Base metals recovered ground despite weak market fundamentals, while oil benchmarks stayed low in European trading on Monday, following news of a possible resolution to the Greece debt crisis and China’s aggressive intervention to arrest its equities sell-off.

Past the midway point of the session, three-month futures contracts of primary aluminium (up 0.8%), copper (up 0.08%), lead (up 2.2%), nickel (up 2.3%), tin (up 1.5%) and zinc (up 1.7%) traded higher on the London Metals Exchange, following a near rout the previous week.

Tin, in particular, saw its LME spreads switch back into backwardation, following on from the base metal slipping to a fresh six-year low of $13,365 per tonne last month. City analysts attributed this to a new supplier emerging in the shape of Burma. However, many reckon the current price of $14,202.50 was largely down to the market reassessing and responding to additional tin supply, which still remains high.

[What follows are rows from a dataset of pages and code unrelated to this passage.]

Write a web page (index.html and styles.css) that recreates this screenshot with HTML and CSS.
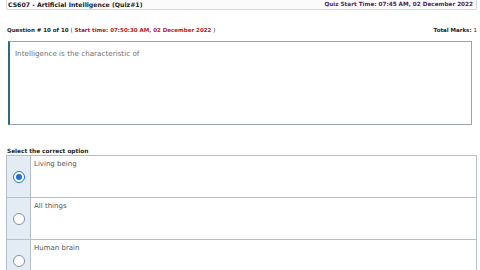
FILE: index.html
```html
<!DOCTYPE html>
<html>
<head>
<meta charset="utf-8">
<link rel="stylesheet" href="styles.css">
</head>
<body>
<div class="page">
  <div class="header">
    <span class="course">CS607 - Artificial Intelligence (Quiz#1)</span>
    <span class="quiz-time">Quiz Start Time: 07:45 AM, 02 December 2022</span>
  </div>
  <div class="qline">
    <span class="qnum">Question # 10 of 10 <span class="paren">(</span> <span class="start">Start time: 07:50:30 AM, 02 December 2022</span> <span class="paren">)</span></span>
    <span class="marks">Total Marks: <span class="mark-val">1</span></span>
  </div>
  <div class="question">Intelligence is the characteristic of</div>
  <div class="select-label">Select the correct option</div>
  <div class="options">
    <div class="option">
      <div class="radio-cell"><span class="radio checked"></span></div>
      <div class="opt-text">Living being</div>
    </div>
    <div class="option">
      <div class="radio-cell"><span class="radio"></span></div>
      <div class="opt-text">All things</div>
    </div>
    <div class="option">
      <div class="radio-cell"><span class="radio"></span></div>
      <div class="opt-text">Human brain</div>
    </div>
  </div>
</div>
</body>
</html>
```
FILE: styles.css
```css
html, body {
  margin: 0;
  padding: 0;
  background: #ffffff;
}
body {
  font-family: "DejaVu Sans", "Open Sans", sans-serif;
  color: #222;
  width: 480px;
  height: 270px;
  overflow: hidden;
}
.page {
  padding: 0 3px 0 6px;
}
.header {
  display: flex;
  justify-content: space-between;
  align-items: center;
  height: 10px;
  margin-top: -1px;
  padding: 0 3px 0 1px;
  border: 1px solid #d4d8de;
  border-top: none;
  border-radius: 0 0 2px 2px;
  background: #fbfbfc;
  font-size: 6.2px;
  font-weight: 700;
}
.course {
  color: #1c1c28;
}
.quiz-time {
  color: #5b1f52;
  font-size: 5.7px;
}
.qline {
  display: flex;
  justify-content: space-between;
  align-items: center;
  margin-top: 17px;
  padding: 0 0 0 1px;
  font-size: 5.5px;
  font-weight: 700;
  color: #1c1c28;
}
.start {
  color: #b2182b;
}
.paren {
  font-weight: 400;
}
.mark-val {
  font-weight: 400;
}
.question {
  margin: 8px 5px 0 2px;
  height: 68px;
  border: 1px solid #9aa3a8;
  border-left: 2px solid #2b6c85;
  padding: 7px 5px 7px;
  font-size: 7.2px;
  color: #707070;
}
.select-label {
  margin-top: 23px;
  padding-left: 1px;
  font-size: 5.8px;
  font-weight: 700;
  color: #1c1c28;
}
.options {
  margin-top: 1px;
  border: 1px solid #b7c0c8;
  border-bottom: none;
}
.option {
  display: flex;
  height: 41px;
  border-bottom: 1px solid #b7c0c8;
}
.radio-cell {
  width: 24px;
  flex: none;
  background: #e3ebf5;
  border-right: 1px solid #b7c0c8;
  display: flex;
  align-items: center;
  justify-content: center;
  box-sizing: border-box;
}
.radio {
  width: 12px;
  height: 12px;
  border-radius: 50%;
  border: 1px solid #8c8f94;
  background: #fff;
  box-sizing: border-box;
  position: relative;
}
.radio.checked {
  border-color: #1f6fd8;
}
.radio.checked::after {
  content: "";
  position: absolute;
  left: 2px;
  top: 2px;
  width: 6px;
  height: 6px;
  border-radius: 50%;
  background: #1f6fd8;
}
.opt-text {
  padding: 4px 0 0 3px;
  font-size: 7px;
  color: #555;
}
```
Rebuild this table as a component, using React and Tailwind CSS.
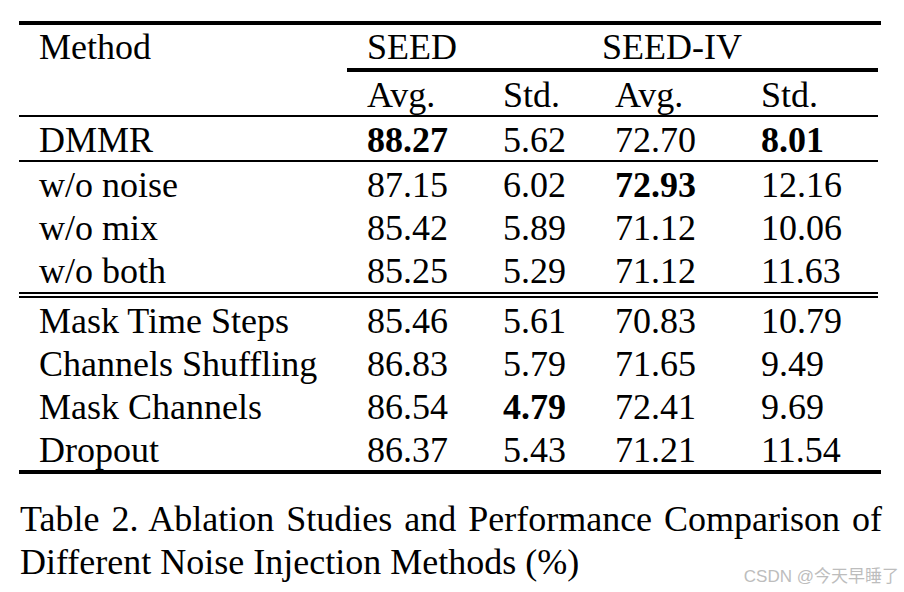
import React from "react";

const rowsA = [
  ["w/o noise", "87.15", "6.02", "72.93", "12.16", [3]],
  ["w/o mix", "85.42", "5.89", "71.12", "10.06", []],
  ["w/o both", "85.25", "5.29", "71.12", "11.63", []],
];
const rowsB = [
  ["Mask Time Steps", "85.46", "5.61", "70.83", "10.79", []],
  ["Channels Shuffling", "86.83", "5.79", "71.65", "9.49", []],
  ["Mask Channels", "86.54", "4.79", "72.41", "9.69", [2]],
  ["Dropout", "86.37", "5.43", "71.21", "11.54", []],
];

function Row({ r }) {
  return (
    <div className="grid grid-cols-[348px_136px_112px_146px_117px] h-[43px] leading-[47px] whitespace-nowrap overflow-hidden">
      {r.slice(0, 5).map((c, i) => (
        <div key={i} className={(i === 0 ? "pl-[20px] " : "") + (r[5].includes(i) ? "font-bold" : "")}>
          {c}
        </div>
      ))}
    </div>
  );
}

export default function App() {
  return (
    <div className="w-[904px] h-[592px] bg-white relative font-['Liberation_Serif',serif] text-black text-[36px] overflow-hidden">
      <div className="pt-[21px] pl-[19px]">
        <div className="w-[862px] h-[4px] bg-black" />
        <div className="w-[859px]">
          <div className="flex">
            <div className="w-[328px] pl-[20px] h-[43px] leading-[45px]">Method</div>
            <div className="w-[531px]">
              <div className="flex h-[43px] leading-[45px] overflow-hidden">
                <div className="pl-[20px] w-[255px]">SEED</div>
                <div>SEED-IV</div>
              </div>
              <div className="h-[4px] bg-black" />
              <div className="grid grid-cols-[136px_112px_146px_117px] h-[43px] leading-[46px] pl-[20px] overflow-hidden">
                <div>Avg.</div>
                <div>Std.</div>
                <div>Avg.</div>
                <div>Std.</div>
              </div>
            </div>
          </div>
          <div className="h-[2px] bg-black" />
          <Row r={["DMMR", "88.27", "5.62", "72.70", "8.01", [1, 4]]} />
          <div className="h-[2px] bg-black" />
          {rowsA.map((r, i) => (
            <Row key={i} r={r} />
          ))}
          <div className="h-[2px] bg-black mt-[1px]" />
          <div className="h-[2px]" />
          <div className="h-[2px] bg-black" />
          {rowsB.map((r, i) => (
            <Row key={i} r={r} />
          ))}
          <div className="h-[4px] bg-black w-[862px]" />
        </div>
        <div className="pt-[24px] pl-[1px] text-[36px] leading-[43px] w-[863px]">
          <div className="whitespace-nowrap text-justify [text-align-last:justify]">Table 2. Ablation Studies and Performance Comparison of</div>
          <div className="whitespace-nowrap">Different Noise Injection Methods (%)</div>
        </div>
      </div>
      <div className="absolute right-[5px] top-[566px] text-[17px] leading-[22px] text-[#bdbdbd] font-['Liberation_Sans','Noto_Sans_CJK_SC',sans-serif] whitespace-nowrap">
        CSDN @今天早睡了
      </div>
    </div>
  );
}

Concurrently, improvement in copper prices did not inspire confidence either with analysts at Barclays predicting surpluses to replace shortages this year, and rather soon as it were in wake of perceived risks to the global economic climate owing to the Chinese correction and turmoil in Europe.

Meanwhile, the performance of precious metals continued to remain lacklustre. At 1500 BST, the COMEX gold for August delivery was down 0.56% or $6.50 at $1,151.40 an ounce, while spot gold was down $11.35 or 1% at $1,152.39 an ounce.

The metal's safe haven tag had taken a beating, said Macquarie analysts, but perhaps in parts down to the fact that many investors do not feel the need for a safe haven.

“In other words, despite appearances, [for some] there isn’t much sense of crisis around the world, with the main two cited problems, Chinese equity prices and the Greek crisis, looking worse than they are.”

“In China stock prices are down nearly 30% in less than a month, but they remain 15% higher than at the start of the year. Furthermore global equity markets haven’t shown anywhere near as much volatility and are broadly unchanged over the year,” they added.

Similarly, it could be argued that while Greece is a disaster, it accounts for only 2% of Eurozone GDP, and just 0.3% of global GDP. “The European authorities have spent the last few years preparing to minimise any country existing the bloc, and so wider markets are much less fearful now than they were when the crisis first broke. In any case there might still be a deal done,” Macquarie analysts concluded.

Elsewhere, spot platinum was trading down $3.47 or 0.34% at $1,028.41 an ounce, while COMEX silver for September delivery was also trading lower by 0.78% or 12 cents at $15.36 an ounce.

Away from precious metals, general oversupply permutations continued to send oil benchmarks lower with International Energy Agency saying the price could fall further, as data indicated that Saudi Arabia had increased its production to 10.56m barrels per day (bpd) in June.

The said production rate broke the exporter’s all time record set in 1980, according to records kept by OPEC. Meanwhile, the cartel’s 12 members raised their collective oil production by 283,200 bpd to a three-year high of 31.378m bpd based on hopes of higher demand from emerging markets in 2016.

At 1526 BST, the Brent front month futures contract was down 1.26% or 74 cents at $57.99 per barrel, while WTI as lower by 0.78% or 41 cents at $52.33.

Finally, the agricultural commodities scenario was rather mixed. CBOT corn (up 0.23%) and ICE cocoa (up 0.15%) were trading marginally higher, while CBOT wheat (down 0.65%), ICE cotton (down 0.15%) and CME live cattle (down 0.67%) were in the red.